Contractors' Reasonable Belief Regarding Licensing Requirements
In evaluating the contractors’ awareness of the licensing requirements, the court considered the context in which the contracts were executed. The evidence indicated that the contractors operated under the belief that they were working on an investment property rather than a personal residence. The court noted that the contractors had received checks from the estate of Catalina Meyer, which further supported the notion that they were engaged in a business transaction rather than a home improvement service. The court emphasized that contractors cannot be held liable for failing to obtain a license if they were not aware that they were working on a residence. The presence of communications from the estate's representative indicating the work was intended for investment purposes reinforced this position. Therefore, the court concluded that the unlicensed status of the contractors did not invalidate their mechanic's liens, as they acted with a reasonable belief regarding the nature of the property and the work being performed.

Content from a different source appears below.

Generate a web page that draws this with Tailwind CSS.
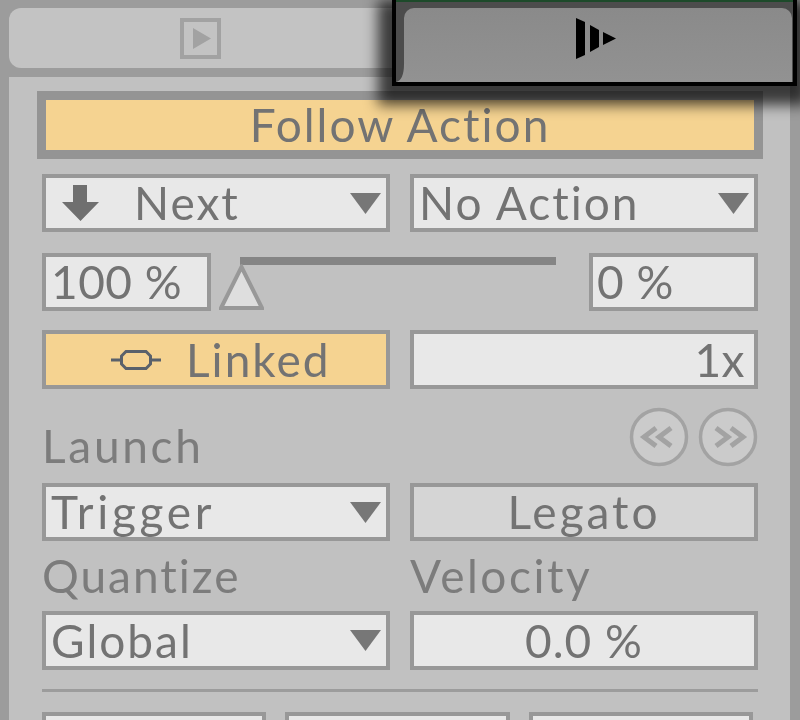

Conclusion of the Court's Decision
Ultimately, the court determined that Risa Meyer’s petition to vacate the mechanic's liens should be denied. The reasoning was rooted in two main factors: the property's characterization as an investment rather than a personal residence and the contractors’ reasonable belief that their work did not require licensing under the circumstances. The court reiterated that the protections of the home improvement statutes were not applicable as the property did not serve as a residence during the renovations. Furthermore, the court highlighted that penalizing the contractors for their lack of licensing would not serve the statute’s purpose and could lead to unfair consequences. The decision aimed to balance the interests of the property owner with the contractors' rights, ultimately allowing the enforcement of the mechanics' liens despite the contractors’ unlicensed status. The court directed the clerk to enter judgment accordingly, affirming that the petitions were dismissed.